-- START OF Record list --
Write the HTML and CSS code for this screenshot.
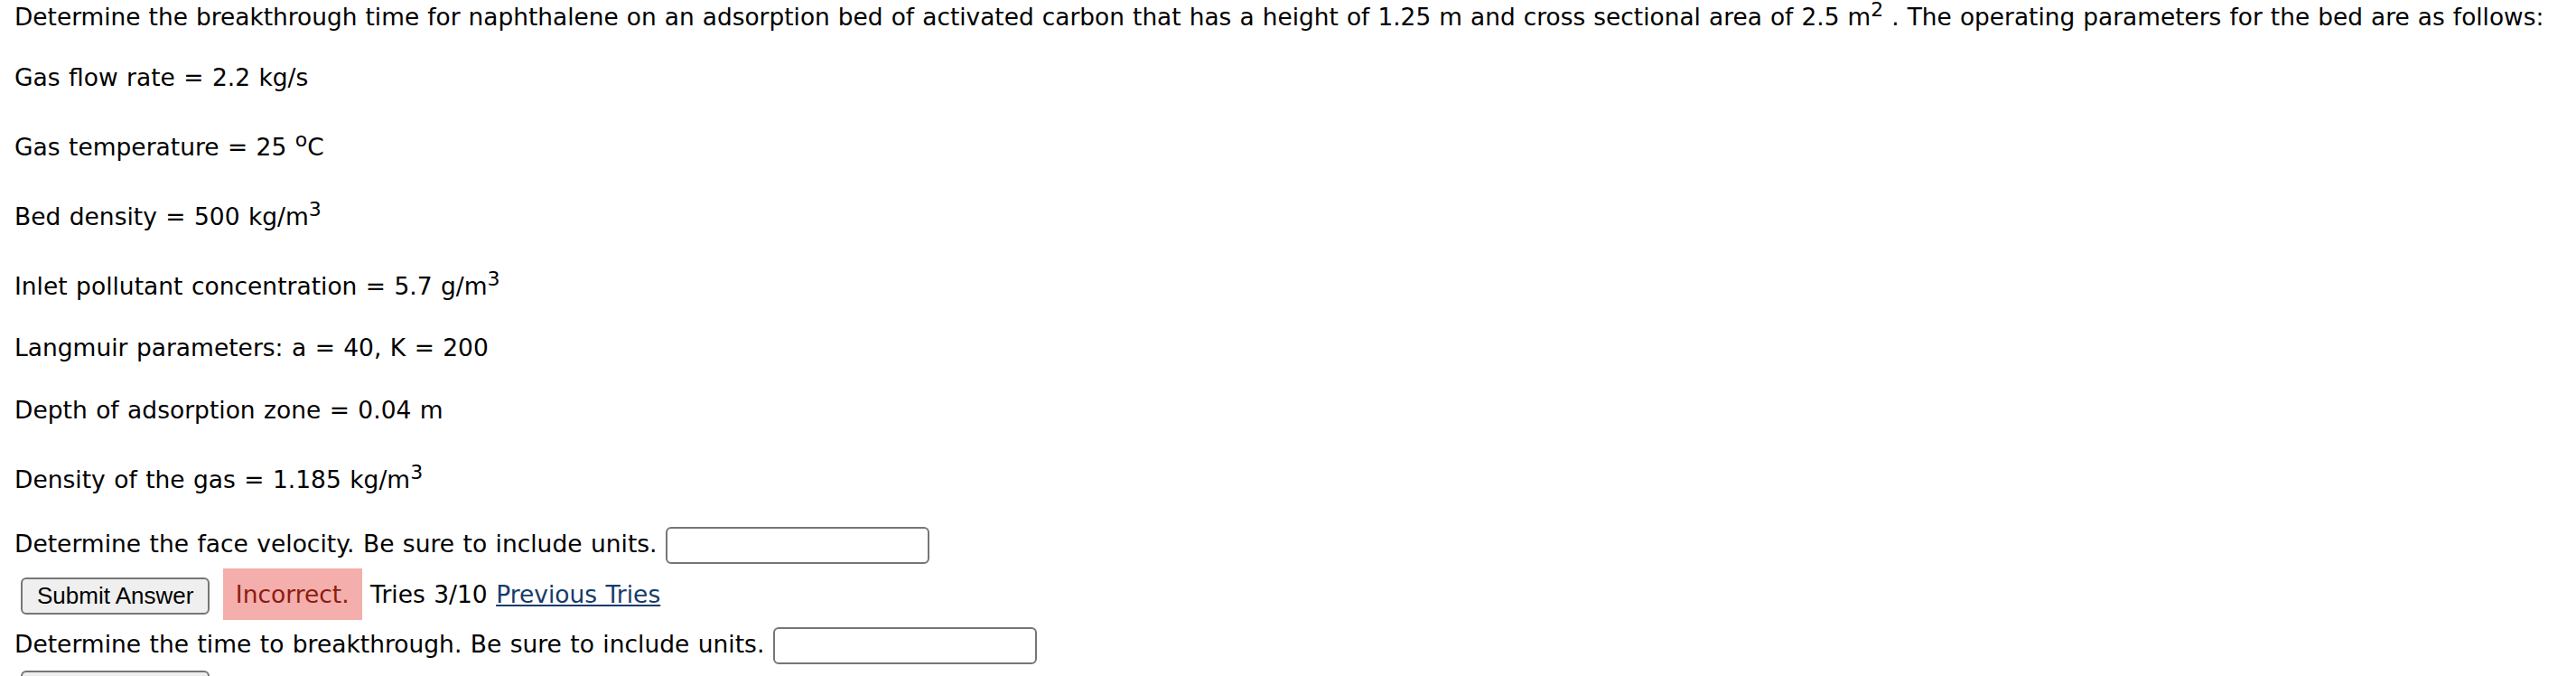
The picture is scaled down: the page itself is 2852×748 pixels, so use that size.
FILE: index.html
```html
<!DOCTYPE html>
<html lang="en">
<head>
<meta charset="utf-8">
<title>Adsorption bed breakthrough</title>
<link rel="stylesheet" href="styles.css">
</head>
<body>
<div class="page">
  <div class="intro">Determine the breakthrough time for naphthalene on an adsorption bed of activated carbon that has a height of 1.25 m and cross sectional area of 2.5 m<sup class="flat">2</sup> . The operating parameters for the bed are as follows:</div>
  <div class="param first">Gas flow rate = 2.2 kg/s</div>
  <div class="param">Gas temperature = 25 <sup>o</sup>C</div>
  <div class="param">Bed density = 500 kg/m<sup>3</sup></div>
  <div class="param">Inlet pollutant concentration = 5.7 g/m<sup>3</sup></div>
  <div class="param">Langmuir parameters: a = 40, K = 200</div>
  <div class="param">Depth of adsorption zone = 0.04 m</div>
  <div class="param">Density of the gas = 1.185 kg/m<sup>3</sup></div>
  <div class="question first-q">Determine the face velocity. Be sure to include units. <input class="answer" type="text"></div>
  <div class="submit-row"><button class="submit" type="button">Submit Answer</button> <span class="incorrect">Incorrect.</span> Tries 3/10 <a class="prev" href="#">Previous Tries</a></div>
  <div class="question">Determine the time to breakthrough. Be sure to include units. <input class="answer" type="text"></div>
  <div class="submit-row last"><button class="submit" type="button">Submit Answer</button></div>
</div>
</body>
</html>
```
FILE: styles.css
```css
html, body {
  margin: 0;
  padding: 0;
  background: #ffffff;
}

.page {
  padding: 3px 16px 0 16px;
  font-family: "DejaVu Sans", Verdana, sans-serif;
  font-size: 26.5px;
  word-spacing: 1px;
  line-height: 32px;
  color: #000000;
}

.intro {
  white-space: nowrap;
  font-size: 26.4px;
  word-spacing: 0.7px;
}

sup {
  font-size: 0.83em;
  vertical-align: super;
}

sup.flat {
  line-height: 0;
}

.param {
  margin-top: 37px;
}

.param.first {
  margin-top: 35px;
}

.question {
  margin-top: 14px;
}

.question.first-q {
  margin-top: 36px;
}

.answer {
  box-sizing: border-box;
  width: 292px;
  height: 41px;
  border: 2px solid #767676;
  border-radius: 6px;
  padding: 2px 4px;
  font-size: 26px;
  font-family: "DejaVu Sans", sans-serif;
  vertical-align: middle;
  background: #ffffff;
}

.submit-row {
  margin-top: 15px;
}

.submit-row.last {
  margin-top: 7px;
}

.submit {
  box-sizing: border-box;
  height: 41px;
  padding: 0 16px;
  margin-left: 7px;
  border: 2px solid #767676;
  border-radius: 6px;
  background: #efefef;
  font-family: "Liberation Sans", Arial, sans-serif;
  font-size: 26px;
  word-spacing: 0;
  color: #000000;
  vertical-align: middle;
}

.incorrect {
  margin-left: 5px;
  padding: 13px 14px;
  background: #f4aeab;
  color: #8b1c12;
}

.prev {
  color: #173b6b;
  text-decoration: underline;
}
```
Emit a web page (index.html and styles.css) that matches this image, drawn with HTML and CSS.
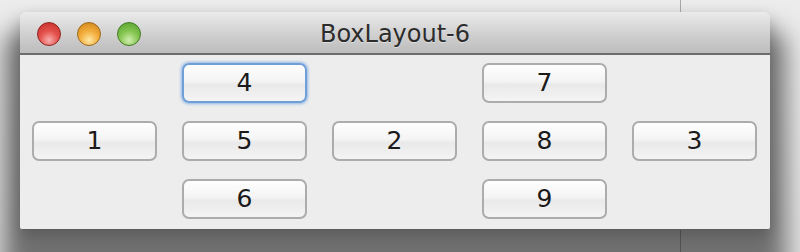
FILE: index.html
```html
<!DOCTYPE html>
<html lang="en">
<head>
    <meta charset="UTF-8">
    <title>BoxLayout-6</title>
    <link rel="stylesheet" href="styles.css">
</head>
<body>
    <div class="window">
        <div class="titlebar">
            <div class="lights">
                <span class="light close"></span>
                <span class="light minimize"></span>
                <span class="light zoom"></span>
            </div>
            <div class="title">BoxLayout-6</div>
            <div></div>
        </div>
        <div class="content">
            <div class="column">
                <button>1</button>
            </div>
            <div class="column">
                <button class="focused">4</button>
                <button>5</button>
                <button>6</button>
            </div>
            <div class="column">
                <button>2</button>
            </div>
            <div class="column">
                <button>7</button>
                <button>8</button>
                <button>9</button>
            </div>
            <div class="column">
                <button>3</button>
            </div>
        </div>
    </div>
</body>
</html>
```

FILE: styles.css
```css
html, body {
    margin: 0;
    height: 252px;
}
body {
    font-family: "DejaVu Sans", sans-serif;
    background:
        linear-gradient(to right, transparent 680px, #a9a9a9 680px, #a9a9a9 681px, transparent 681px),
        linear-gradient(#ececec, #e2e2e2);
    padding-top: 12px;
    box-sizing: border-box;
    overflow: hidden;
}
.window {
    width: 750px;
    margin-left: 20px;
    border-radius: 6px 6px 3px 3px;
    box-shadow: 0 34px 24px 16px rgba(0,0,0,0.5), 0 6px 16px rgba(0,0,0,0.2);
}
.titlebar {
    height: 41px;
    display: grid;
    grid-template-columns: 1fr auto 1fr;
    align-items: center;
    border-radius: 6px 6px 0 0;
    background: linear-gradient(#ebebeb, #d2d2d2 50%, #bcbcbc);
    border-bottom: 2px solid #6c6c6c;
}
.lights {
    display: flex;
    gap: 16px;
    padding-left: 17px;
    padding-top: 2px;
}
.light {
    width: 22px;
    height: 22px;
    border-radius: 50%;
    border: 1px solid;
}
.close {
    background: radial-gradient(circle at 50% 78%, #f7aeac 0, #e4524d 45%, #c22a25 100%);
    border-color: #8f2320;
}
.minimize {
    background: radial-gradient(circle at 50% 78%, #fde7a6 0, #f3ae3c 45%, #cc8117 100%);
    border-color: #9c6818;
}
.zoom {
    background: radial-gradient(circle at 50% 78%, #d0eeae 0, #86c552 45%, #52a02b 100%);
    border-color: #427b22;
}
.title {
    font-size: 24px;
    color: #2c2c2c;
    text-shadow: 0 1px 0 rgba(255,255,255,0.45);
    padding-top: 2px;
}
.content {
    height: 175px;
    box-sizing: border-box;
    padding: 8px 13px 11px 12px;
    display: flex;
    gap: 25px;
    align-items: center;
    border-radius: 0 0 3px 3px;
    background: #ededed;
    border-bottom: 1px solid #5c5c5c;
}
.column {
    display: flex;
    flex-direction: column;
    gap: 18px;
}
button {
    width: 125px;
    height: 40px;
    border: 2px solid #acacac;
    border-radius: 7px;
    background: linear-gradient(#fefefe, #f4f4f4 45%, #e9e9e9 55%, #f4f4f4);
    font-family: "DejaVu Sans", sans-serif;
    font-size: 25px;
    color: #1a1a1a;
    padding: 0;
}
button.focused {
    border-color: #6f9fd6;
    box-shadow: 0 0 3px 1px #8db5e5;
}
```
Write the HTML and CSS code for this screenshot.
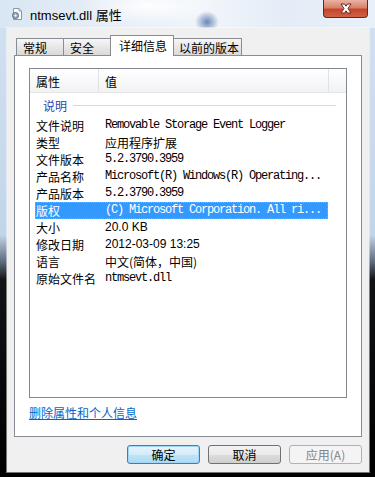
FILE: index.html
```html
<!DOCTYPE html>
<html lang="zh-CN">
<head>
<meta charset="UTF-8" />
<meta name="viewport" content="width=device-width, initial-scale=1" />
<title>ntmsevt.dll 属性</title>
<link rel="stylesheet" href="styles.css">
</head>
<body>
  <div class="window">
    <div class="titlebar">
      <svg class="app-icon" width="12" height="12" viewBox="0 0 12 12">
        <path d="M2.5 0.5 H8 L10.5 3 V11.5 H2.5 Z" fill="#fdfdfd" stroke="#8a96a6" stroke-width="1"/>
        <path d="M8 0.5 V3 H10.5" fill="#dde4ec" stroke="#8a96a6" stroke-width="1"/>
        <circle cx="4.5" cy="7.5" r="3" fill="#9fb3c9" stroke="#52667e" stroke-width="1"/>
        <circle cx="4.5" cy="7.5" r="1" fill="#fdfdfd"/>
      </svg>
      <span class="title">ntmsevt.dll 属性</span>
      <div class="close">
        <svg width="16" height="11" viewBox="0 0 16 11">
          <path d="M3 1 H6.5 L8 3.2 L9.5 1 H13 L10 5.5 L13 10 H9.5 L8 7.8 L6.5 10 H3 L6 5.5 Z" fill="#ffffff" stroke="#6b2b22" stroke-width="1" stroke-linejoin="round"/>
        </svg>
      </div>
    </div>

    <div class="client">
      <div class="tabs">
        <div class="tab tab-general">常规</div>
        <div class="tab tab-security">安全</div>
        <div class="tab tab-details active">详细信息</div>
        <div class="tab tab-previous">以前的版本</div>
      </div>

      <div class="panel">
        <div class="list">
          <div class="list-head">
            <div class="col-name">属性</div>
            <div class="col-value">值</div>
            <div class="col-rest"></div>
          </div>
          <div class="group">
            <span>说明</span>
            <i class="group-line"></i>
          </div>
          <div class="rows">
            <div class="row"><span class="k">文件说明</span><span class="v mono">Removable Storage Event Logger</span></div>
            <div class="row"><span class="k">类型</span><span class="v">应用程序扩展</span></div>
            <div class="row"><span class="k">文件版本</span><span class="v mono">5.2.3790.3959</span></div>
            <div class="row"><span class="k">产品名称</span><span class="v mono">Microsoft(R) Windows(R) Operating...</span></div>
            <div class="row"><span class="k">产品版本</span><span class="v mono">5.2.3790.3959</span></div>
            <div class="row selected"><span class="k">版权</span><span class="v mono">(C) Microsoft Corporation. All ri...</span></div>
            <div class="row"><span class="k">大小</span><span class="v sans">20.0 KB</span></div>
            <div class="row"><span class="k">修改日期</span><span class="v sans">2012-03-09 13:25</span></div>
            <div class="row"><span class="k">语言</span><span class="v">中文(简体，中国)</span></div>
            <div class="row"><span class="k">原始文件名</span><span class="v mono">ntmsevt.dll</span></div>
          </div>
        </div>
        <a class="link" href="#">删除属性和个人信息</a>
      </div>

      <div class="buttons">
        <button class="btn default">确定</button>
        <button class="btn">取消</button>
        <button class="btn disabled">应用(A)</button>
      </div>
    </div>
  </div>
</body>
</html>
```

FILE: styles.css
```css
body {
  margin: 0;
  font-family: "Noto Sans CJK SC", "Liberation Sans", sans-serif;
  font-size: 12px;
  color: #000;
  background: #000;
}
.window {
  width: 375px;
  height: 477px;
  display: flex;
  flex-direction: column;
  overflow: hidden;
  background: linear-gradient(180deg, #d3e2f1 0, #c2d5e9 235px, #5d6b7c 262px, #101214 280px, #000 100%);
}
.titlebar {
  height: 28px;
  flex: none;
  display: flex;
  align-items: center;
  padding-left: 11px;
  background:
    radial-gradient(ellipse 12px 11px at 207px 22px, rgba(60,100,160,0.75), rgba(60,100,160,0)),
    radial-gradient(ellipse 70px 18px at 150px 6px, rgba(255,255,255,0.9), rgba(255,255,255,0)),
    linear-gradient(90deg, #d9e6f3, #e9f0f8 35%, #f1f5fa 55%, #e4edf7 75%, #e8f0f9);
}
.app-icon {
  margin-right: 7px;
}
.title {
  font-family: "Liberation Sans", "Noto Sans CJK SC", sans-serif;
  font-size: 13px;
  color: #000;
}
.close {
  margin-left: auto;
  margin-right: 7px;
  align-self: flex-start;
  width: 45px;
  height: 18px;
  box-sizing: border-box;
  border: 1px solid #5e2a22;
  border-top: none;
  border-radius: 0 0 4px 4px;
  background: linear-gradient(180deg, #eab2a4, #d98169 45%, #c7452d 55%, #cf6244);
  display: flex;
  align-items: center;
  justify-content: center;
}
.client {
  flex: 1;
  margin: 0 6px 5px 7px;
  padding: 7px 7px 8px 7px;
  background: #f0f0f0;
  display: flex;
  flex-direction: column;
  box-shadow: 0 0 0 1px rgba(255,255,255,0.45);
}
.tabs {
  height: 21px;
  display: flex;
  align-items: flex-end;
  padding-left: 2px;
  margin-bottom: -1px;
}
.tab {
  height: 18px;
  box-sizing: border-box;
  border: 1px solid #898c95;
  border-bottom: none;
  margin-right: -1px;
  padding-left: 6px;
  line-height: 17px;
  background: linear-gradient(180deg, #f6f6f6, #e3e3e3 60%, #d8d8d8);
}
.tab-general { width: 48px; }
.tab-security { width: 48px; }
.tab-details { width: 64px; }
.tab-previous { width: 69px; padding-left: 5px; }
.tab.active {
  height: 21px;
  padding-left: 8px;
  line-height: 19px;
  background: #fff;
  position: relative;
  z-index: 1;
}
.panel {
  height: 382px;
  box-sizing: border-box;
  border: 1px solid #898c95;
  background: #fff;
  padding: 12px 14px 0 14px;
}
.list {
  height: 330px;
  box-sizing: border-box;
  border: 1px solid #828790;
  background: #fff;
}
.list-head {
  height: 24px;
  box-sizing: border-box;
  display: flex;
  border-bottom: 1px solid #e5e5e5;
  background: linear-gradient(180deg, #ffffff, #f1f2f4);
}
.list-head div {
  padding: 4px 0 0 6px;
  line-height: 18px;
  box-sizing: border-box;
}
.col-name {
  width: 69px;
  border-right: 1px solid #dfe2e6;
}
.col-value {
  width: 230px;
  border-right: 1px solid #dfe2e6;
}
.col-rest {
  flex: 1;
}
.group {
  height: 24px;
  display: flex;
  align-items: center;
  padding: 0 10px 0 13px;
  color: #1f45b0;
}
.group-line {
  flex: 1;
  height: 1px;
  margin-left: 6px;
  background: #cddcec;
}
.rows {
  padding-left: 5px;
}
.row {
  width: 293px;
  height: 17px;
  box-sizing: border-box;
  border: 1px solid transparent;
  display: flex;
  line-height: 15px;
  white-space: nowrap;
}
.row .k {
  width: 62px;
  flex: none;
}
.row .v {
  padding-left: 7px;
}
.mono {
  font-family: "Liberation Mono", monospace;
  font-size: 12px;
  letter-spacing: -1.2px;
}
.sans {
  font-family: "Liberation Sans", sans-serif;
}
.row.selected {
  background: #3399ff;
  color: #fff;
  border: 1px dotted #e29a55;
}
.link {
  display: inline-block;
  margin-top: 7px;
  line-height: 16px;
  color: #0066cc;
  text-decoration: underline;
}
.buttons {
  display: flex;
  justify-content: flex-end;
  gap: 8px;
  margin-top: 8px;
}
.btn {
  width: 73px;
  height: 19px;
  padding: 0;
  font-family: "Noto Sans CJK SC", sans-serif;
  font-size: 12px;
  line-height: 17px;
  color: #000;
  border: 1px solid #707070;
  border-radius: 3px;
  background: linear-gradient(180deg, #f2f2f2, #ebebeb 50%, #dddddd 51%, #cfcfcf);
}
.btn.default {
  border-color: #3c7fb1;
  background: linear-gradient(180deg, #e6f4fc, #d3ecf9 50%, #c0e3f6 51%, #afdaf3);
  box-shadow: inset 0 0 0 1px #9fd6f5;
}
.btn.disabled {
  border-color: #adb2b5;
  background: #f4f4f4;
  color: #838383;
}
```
-- END OF Record list --
Goal: How many lines of the listing above include the word "page"? Reply with the number alone.

Solution: 4